By Ari Pinkus posted 04-25-2014 11:51 AM

  

Intimacy + Trust + Emotion + Identification with sympathetic characters + Narrative + Curiosity  = Engagement

This general consensus came from the panelists covering “Hollywood Meets Harvard: It’s All about Engagement.” Speakers were Tom Graunke, chairman and CEO of StormWind; Rob Wrubel, president of Apollo Lightspeed; David Siminoff, cofounder and chief creative officer of Shmoop; Justin Kitch, CEO and cofounder of Curious.com. The moderator was Jeffrey Snipes, chairman of Mindful Schools.

Engagement comes through exploring the universality of the human experience, they noted. Emotion takes over, and one can suspend disbelief when a character levitates and a fox speaks.

Then the question is: Why isn’t learning engaging? We know it’s not for lack of desire or because it’s too expensive. For example, the infrastructure to engage and draw on human emotion has dropped from $500,000 to $3,000, Graunke said. “Bringing emotion [into learning] is now affordable and whoever grasps that will be the winners.” Playing a vital role in fostering engagement is the teacher – not just the technology.  

Wrubel noted that as the University of Phoenix grew its program over 20 years, they stuck to one principle: the faculty practitioner as the facilitator and a forum of collaboration mixed with competition.  

He spoke of parlaying that model into other games. One has a teacher requiring students to rack up 100 "shmoints" (points). There’s a leader board and kids fighting for shmoints. The power dynamic shifts as geeks, a.k.a. the new “classroom thought-leaders,” rule. “A guttural competition raises the stakes and humanizes the experience,” he added. The prize: a T-shirt.

But how do we know if we’re delivering learning this way? We need more experiences to know what’s working. Siminoff said, we have lots of data but it’s disparate and flawed. The context in which a question is asked can have a greater effect on the answer than the question itself.

What’s clear is that compelling content is king – and needs to catch the attention immediately. Kids don’t pay attention for more than 140 characters and 60 seconds, Kitch said.

That makes the first eight seconds crucial to draw in students. The model becomes the movie trailer. In 180 seconds, people understand the plot and concept enough to decide whether they want to buy the movie. So it will be with learning that after 180 seconds, a professor will have earned credibility with a student.

In this approach, content doesn’t need to be packaged perfectly. In fact, it’s best if it’s authentic. He noted the poor quality of YouTube’s design and its videos. Yet, “it’s blowing away all forms of consumption.”

They compared video of an endearing Polish elderly lady explaining how to cook perogies as her husband holds a shaking video camera with a beautifully shot stir-fry sequence complete with sweating vegetables.  Polish lady won, hands down.

In another example of engagement, Hackathon is exploding by presenting real problems, real stakes, and real prizes, like hiring the winner of the coding competition. Seventeen-year-olds get excited to think they can really run a data center and Cisco might give them a scholarship.
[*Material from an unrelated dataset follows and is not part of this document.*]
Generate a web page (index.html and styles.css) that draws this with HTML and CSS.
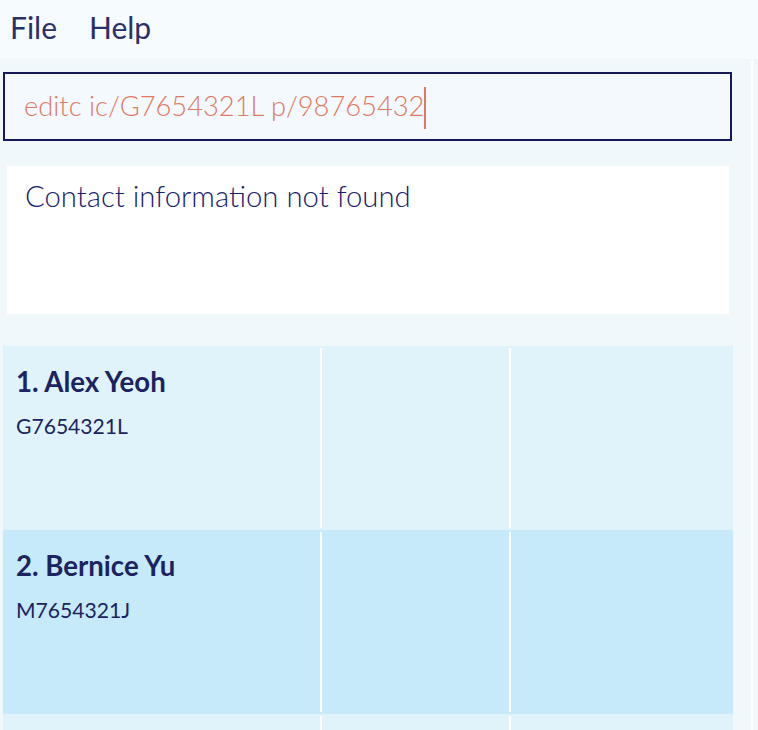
FILE: index.html
```html
<!DOCTYPE html>
<html>
<head>
<meta charset="utf-8">
<link rel="stylesheet" href="styles.css">
</head>
<body>
<div class="menubar">
  <span class="menu-item menu-file">File</span>
  <span class="menu-item">Help</span>
</div>
<div class="workspace">
  <div class="main">
    <div class="command-box">
      <span class="command-text">editc ic/G7654321L p/98765432</span><span class="caret"></span>
    </div>
    <div class="result-box">Contact information not found</div>
    <div class="list">
      <div class="card card-odd">
        <div class="col col-main">
          <div class="name">1. Alex Yeoh</div>
          <div class="ic">G7654321L</div>
        </div>
        <div class="divider"></div>
        <div class="col col-mid"></div>
        <div class="divider"></div>
        <div class="col col-end"></div>
      </div>
      <div class="card card-even">
        <div class="col col-main">
          <div class="name">2. Bernice Yu</div>
          <div class="ic">M7654321J</div>
        </div>
        <div class="divider"></div>
        <div class="col col-mid"></div>
        <div class="divider"></div>
        <div class="col col-end"></div>
      </div>
      <div class="card card-odd">
        <div class="col col-main"></div>
        <div class="divider"></div>
        <div class="col col-mid"></div>
        <div class="divider"></div>
        <div class="col col-end"></div>
      </div>
    </div>
  </div>
  <div class="split"></div>
  <div class="side"></div>
</div>
</body>
</html>
```
FILE: styles.css
```css
html, body {
  margin: 0;
  padding: 0;
  height: 730px;
  overflow: hidden;
  background: #f0f8fc;
  font-family: "Lato", "Open Sans", sans-serif;
}

.menubar {
  height: 59px;
  box-sizing: border-box;
  padding: 9px 0 0 10px;
  background: #f6fbfd;
  display: flex;
  align-items: flex-start;
}

.menu-item {
  font-size: 30px;
  font-weight: 400;
  line-height: 36px;
  color: #2a3068;
}

.menu-file {
  width: 79px;
}

.workspace {
  display: flex;
  height: 671px;
  overflow: hidden;
}

.main {
  width: 751px;
  display: flex;
  flex-direction: column;
  align-items: flex-start;
  overflow: hidden;
}

.split {
  width: 2px;
  margin-top: 2px;
  background: #ffffff;
}

.side {
  flex: 1;
}

.command-box {
  flex-shrink: 0;
  margin: 13px 0 0 3px;
  width: 729px;
  height: 69px;
  box-sizing: border-box;
  border: 2px solid #141a58;
  background: #f3f9fc;
  padding: 16px 0 0 19px;
  display: flex;
  align-items: flex-start;
}

.command-text {
  font-size: 27.3px;
  font-weight: 300;
  line-height: 32px;
  color: #de7a64;
  white-space: pre;
}

.caret {
  width: 2px;
  height: 42px;
  margin-top: -3px;
  background: #de7a64;
}

.result-box {
  flex-shrink: 0;
  margin: 25px 0 0 7px;
  width: 722px;
  height: 148px;
  box-sizing: border-box;
  background: #ffffff;
  padding: 12px 0 0 18px;
  font-size: 29.3px;
  font-weight: 300;
  line-height: 35px;
  color: #17206b;
}

.list {
  flex: 1;
  min-height: 0;
  overflow: hidden;
  margin: 32px 0 0 3px;
  width: 730px;
  display: flex;
  flex-direction: column;
}

.card {
  flex-shrink: 0;
  height: 184px;
  display: flex;
}

.card-odd {
  background: #e0f3fa;
}

.card-even {
  background: #c6eaf9;
}

.col-main {
  width: 317px;
  box-sizing: border-box;
  padding: 19px 0 0 13px;
}

.col-mid {
  width: 187px;
}

.col-end {
  width: 222px;
}

.divider {
  width: 2px;
  margin: 2px 0;
  background: #ffffff;
}

.name {
  font-size: 27.6px;
  font-weight: 700;
  line-height: 33px;
  color: #1b2360;
  white-space: nowrap;
}

.ic {
  margin-top: 15px;
  font-size: 21.1px;
  font-weight: 400;
  line-height: 25px;
  color: #1b2360;
}
```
Instead “we keep merchandising miserable STEM,” Kitch said.

Edgy content boosts engagement, too, Siminoff said, pointing out that kids like and seek out the jokes on Family Guy.  

Panelists envision branded content experts and a distributed network of experts behind new learning. For 101 intro classes, a stellar professor will teach thousands of students. Professors with virtual and word-of-mouth high satisfaction rates will thrive. Kitch foresees a Harvard professor being at a disadvantage in the future. “He’ll be seen as a stodgy professor who bloviates too long.”
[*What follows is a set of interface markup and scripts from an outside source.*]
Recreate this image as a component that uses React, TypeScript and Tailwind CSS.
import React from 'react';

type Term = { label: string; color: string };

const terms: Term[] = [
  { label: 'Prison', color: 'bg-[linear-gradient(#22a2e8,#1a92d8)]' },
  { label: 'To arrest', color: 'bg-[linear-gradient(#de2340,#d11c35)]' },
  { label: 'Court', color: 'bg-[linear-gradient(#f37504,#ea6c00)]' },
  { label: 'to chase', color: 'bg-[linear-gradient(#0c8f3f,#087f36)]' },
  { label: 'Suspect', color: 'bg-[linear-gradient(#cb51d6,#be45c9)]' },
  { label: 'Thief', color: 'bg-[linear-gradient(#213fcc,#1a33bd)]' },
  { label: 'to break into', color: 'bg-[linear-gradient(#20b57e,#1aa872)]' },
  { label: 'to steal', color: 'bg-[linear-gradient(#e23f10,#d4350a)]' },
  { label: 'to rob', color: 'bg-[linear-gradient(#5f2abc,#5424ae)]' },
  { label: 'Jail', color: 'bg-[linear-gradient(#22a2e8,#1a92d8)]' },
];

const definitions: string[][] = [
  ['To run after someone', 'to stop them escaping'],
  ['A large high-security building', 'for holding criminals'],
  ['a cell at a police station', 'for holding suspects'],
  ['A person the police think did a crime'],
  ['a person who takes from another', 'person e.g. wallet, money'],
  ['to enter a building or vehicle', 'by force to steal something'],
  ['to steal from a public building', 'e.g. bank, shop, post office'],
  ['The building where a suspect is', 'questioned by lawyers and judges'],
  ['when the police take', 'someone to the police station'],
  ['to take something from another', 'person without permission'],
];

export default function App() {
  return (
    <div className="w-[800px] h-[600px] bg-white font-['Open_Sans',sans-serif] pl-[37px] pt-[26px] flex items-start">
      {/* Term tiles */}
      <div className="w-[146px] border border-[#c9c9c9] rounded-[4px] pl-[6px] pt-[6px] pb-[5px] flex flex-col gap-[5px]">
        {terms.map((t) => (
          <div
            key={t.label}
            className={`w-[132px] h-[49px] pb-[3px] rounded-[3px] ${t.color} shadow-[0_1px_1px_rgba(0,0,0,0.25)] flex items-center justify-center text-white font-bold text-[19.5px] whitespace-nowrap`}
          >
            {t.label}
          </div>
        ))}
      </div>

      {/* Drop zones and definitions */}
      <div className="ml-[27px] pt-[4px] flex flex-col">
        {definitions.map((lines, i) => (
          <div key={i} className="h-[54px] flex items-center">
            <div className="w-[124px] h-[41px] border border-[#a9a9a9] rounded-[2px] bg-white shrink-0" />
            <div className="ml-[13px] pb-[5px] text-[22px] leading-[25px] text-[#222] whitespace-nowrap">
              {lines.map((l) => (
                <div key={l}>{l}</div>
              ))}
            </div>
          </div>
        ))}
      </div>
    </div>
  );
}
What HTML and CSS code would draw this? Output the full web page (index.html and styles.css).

Everyone will be thinking about how they brand, share, and monetize their intellectual property in the future.  “We’re all building a body of intellectual property,” Kitch said.

So what will online learning look like 10 years from now? Snipes asked the panelists.
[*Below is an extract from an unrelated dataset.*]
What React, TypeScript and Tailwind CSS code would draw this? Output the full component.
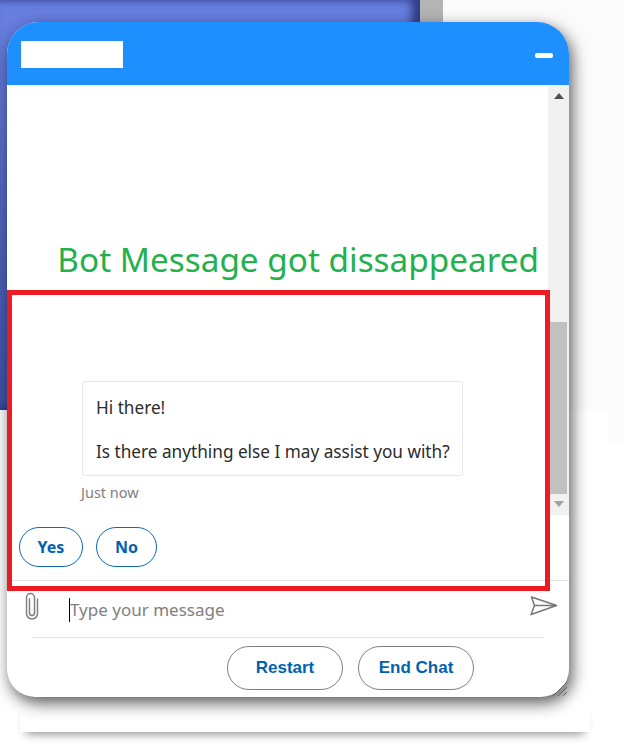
import React from "react";

const noto = "font-['Noto_Sans','Open_Sans',sans-serif]";

function Paperclip() {
  return (
    <svg width="18" height="28" viewBox="0 0 18 28" fill="none" stroke="#808080" strokeWidth="1.5" strokeLinecap="round">
      <path d="M6.5 7 V21 a2.5 2.5 0 0 0 5 0 V5.5 a4 4 0 0 0 -8 0 V21.5 a5.5 5.5 0 0 0 11 0 V7" />
    </svg>
  );
}

function Send() {
  return (
    <svg width="28" height="20" viewBox="0 0 28 20" fill="none" stroke="#777777" strokeWidth="1.5" strokeLinejoin="round">
      <path d="M1.5 1 L26.5 9.5 L1 18.5 L4.5 9.5 Z" />
      <path d="M4.5 9.5 H26.5" />
    </svg>
  );
}

function Grip() {
  return (
    <svg width="18" height="18" viewBox="0 0 18 18" fill="none" stroke="#666666" strokeWidth="1">
      <path d="M1 15 L15 1" />
      <path d="M6 15 L15 6" />
      <path d="M11 15 L15 11" />
    </svg>
  );
}

export default function App() {
  return (
    <div className={`relative w-[624px] h-[748px] overflow-hidden bg-white ${noto}`}>
      {/* page behind the widget */}
      <div className="absolute left-0 top-0 w-[420px] h-[410px] bg-gradient-to-b from-[#6a80e2] to-[#3f51a8] shadow-[inset_-8px_0_10px_rgba(20,30,90,0.7)]" />
      <div className="absolute left-[420px] top-0 w-[23px] h-[410px] bg-[#b4b4b6]" />
      <div className="absolute left-[443px] top-0 w-[181px] h-[443px] bg-[#fbfbfb]" />
      <div className="absolute left-[443px] top-[410px] w-[165px] h-[320px] bg-white" />
      <div className="absolute left-[20px] top-[700px] w-[570px] h-[32px] bg-white shadow-[0_8px_10px_-6px_rgba(0,0,0,0.45)]" />

      {/* chat widget */}
      <div className="absolute left-[7px] top-[22px] w-[562px] h-[675px] flex flex-col rounded-t-[32px] rounded-b-[28px] bg-white overflow-hidden shadow-[3px_6px_16px_rgba(0,0,0,0.65)]">
        <header className="h-[63px] shrink-0 bg-[#1e8fff] flex items-center justify-between pl-[14px] pr-[16px]">
          <div className="w-[102px] h-[27px] bg-white mt-[2px]" />
          <div className="w-[18px] h-[5px] rounded-[2px] bg-white mt-[4px]" />
        </header>

        <main className="h-[496px] shrink-0 flex border-b border-[#e5e5e5]">
          <div className="w-[541px] flex flex-col justify-end pb-[13px]">
            <div className="ml-[75px] w-[381px] h-[95px] border border-[#e6e6e6] rounded-[3px] px-[13px] pt-[14px] text-[17.2px] leading-[24px] text-[#2b2b2b]">
              <p className="mb-[20px]">Hi there!</p>
              <p className="whitespace-nowrap">Is there anything else I may assist you with?</p>
            </div>
            <div className="ml-[74px] mt-[7px] text-[14.5px] leading-[18px] text-[#808080]">Just now</div>
            <div className="flex gap-[13px] ml-[12px] mt-[26px]">
              <button className="w-[64px] h-[40px] rounded-[20px] border border-[#0f69b4] text-[16px] font-bold text-[#0063b1]">Yes</button>
              <button className="w-[61px] h-[40px] rounded-[20px] border border-[#0f69b4] text-[16px] font-bold text-[#0063b1]">No</button>
            </div>
          </div>
          <div className="w-[21px] h-[430px] bg-[#f1f1f1] flex flex-col justify-between">
            <div className="h-[237px] flex justify-center pt-[8px]">
              <div className="w-0 h-0 border-x-[5px] border-x-transparent border-b-[6px] border-b-[#505050]" />
            </div>
            <div className="w-[19px] h-[172px] bg-[#c1c1c1]" />
            <div className="h-[21px] flex justify-center pt-[7px]">
              <div className="w-0 h-0 border-x-[5px] border-x-transparent border-t-[6px] border-t-[#a3a3a3]" />
            </div>
          </div>
        </main>

        <footer className="flex-1 flex flex-col">
          <div className="h-[57px] mx-[25px] border-b border-[#e5e5e5] flex items-start">
            <div className="w-[36px] -ml-[9px] mt-[11px]"><Paperclip /></div>
            <div className="relative ml-[11px] mt-[17px] text-[17px] leading-[24px] text-[#808080] flex-1">
              <span className="absolute -left-[1px] top-0 w-px h-[24px] bg-black" />
              Type your message
            </div>
            <div className="-mr-[14px] mt-[15px]"><Send /></div>
          </div>
          <div className="flex gap-[15px] pt-[8px] pl-[220px] font-['Liberation_Sans',Arial,sans-serif]">
            <button className="w-[116px] h-[44px] rounded-[22px] border border-[#808080] text-[17px] font-bold text-[#0063b1]">Restart</button>
            <button className="w-[116px] h-[44px] rounded-[22px] border border-[#808080] text-[17px] font-bold text-[#0063b1]">End Chat</button>
          </div>
        </footer>
      </div>

      {/* annotations */}
      <div className="absolute left-[552px] top-[681px]"><Grip /></div>
      <div className="absolute right-[85px] top-[237px] text-[33.3px] leading-[44px] text-[#22b14c] whitespace-nowrap">Bot Message got dissappeared</div>
      <div className="absolute left-[7px] top-[290px] w-[543px] h-[301px] border-[5px] border-[#ed1c24]" />
    </div>
  );
}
Wrubel described lots of media and gaming in learning. People will subscribe to general education classes and be in charge of their own learning plan.

Siminoff said that we’ll have reached a tipping point in a debate on whether we fund public schools. He sees the current trend of voting down school bonds as a harbinger, as more families put their children in charter schools and read grim news stories about public schools. Charter schools will have a very large presence in 10 years.

Kitch said technology will allow learning to follow students around similar to the way books, photos, and music follow people around now.

Graunke said the best content and the best teachers will triumph. “We’re going to get really good at figuring out who are the best English teachers, psych teachers, etc.” It might be $ .99 to sign up for a class; someone will create an accreditation system for this learning. The demand is so great to solve this problem, he finished.  

 

 

The views expressed on this post are mine and do not necessarily reflect the views of NAIS.